Par son profil contestataire et populaire, le VB continuera, même affaibli, a représenter le seul parti qui s'oppose toujours à l'establishment, y compris quand le paysage politique est dominé par la droite. Un positionnement qui concurrence fortement, en Flandre, toute alternative populaire de gauche vu que le Vlaams Belang séduit encore l'électorat ouvrier et une partie de celui des classes moyennes désabusées par l'ensemble du monde politique classique.


Propos recueillis pour 
le journal RésistanceS

par MANUEL ABRAMOWICZ





PLUS D'INFOS SUR ÉRIC CORIJN 

Philosophe de la culture et sociologue, Éric Corijn est également professeur à l'Université libre flamande de Bruxelles (VUB) et directeur du groupe de recherches urbaines Cosmopolis City, Culture & Society. Notre interviewé est par ailleurs un militant (un acteur) - de longue date - pour le changement social.
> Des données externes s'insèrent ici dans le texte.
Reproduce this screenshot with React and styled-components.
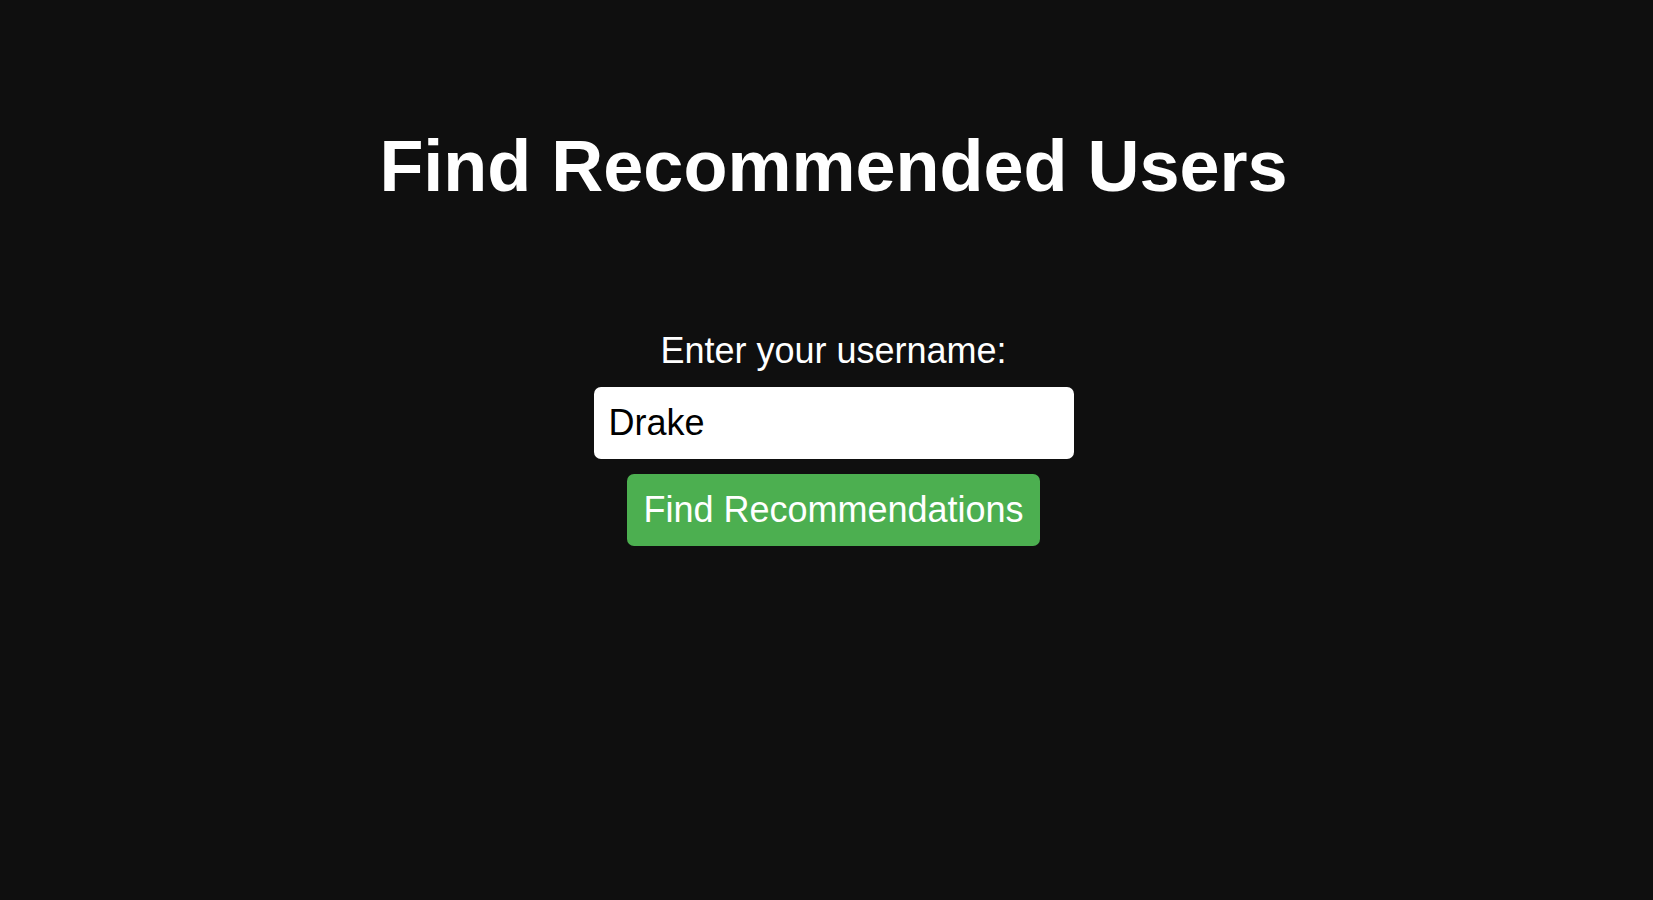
import React, { useState } from "react";
import styled, { createGlobalStyle } from "styled-components";

const GlobalStyle = createGlobalStyle`
  html, body {
    margin: 0;
    padding: 0;
    background: #0f0f0f;
  }
  body {
    font-family: "Liberation Sans", Arial, sans-serif;
  }
`;

const Page = styled.main`
  min-height: 100vh;
  box-sizing: border-box;
  padding: 125px 0 0 14px;
  background: #0f0f0f;
  color: #ffffff;
  display: flex;
  flex-direction: column;
  align-items: center;
  font-family: "Liberation Sans", Arial, sans-serif;
`;

const Title = styled.h1`
  margin: 0 0 123px;
  font-size: 72px;
  font-weight: 700;
  line-height: normal;
  color: #ffffff;
  text-align: center;
`;

const Form = styled.form`
  display: flex;
  flex-direction: column;
  align-items: center;
`;

const Label = styled.label`
  display: block;
  font-size: 36px;
  line-height: normal;
  color: #ffffff;
  margin-bottom: 15px;
`;

const Input = styled.input`
  box-sizing: border-box;
  width: 480px;
  height: 72px;
  padding: 0 15px;
  border: none;
  border-radius: 7px;
  background: #ffffff;
  color: #000000;
  font-family: "Liberation Sans", Arial, sans-serif;
  font-size: 36px;
  outline: none;
  margin: 0 0 15px;
`;

const Button = styled.button`
  box-sizing: border-box;
  height: 72px;
  padding: 0 16px;
  border: none;
  border-radius: 7px;
  background: #4caf50;
  color: #ffffff;
  font-family: "Liberation Sans", Arial, sans-serif;
  font-size: 36px;
  cursor: pointer;
`;

export default function App() {
  const [name, setName] = useState("Drake");
  return (
    <>
      <GlobalStyle />
      <Page>
        <Title>Find Recommended Users</Title>
        <Form onSubmit={(e) => e.preventDefault()}>
          <Label htmlFor="username">Enter your username:</Label>
          <Input
            id="username"
            type="text"
            value={name}
            onChange={(e) => setName(e.target.value)}
          />
          <Button type="submit">Find Recommendations</Button>
        </Form>
      </Page>
    </>
  );
}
Après le «dimanche noir», lors des législatives du 24 novembre 1991, des élections qui enregistrèrent un succès historique pour l'extrême droite (Vlaams Blok et Front national), Éric Corijn a été l'un des principaux initiateurs du mouvement antifasciste Charta 91, d'abord actif en Flandre, puis également du côté francophone.

Éric Corijn est la contre-thèse de l'image, souvent hélas, véhiculée en Wallonie et dans le Bruxelles francophone comme quoi en Flandre, il n'y aurait plus aucune personnalités refusant la «vlaamsfascisation» du Nord du pays.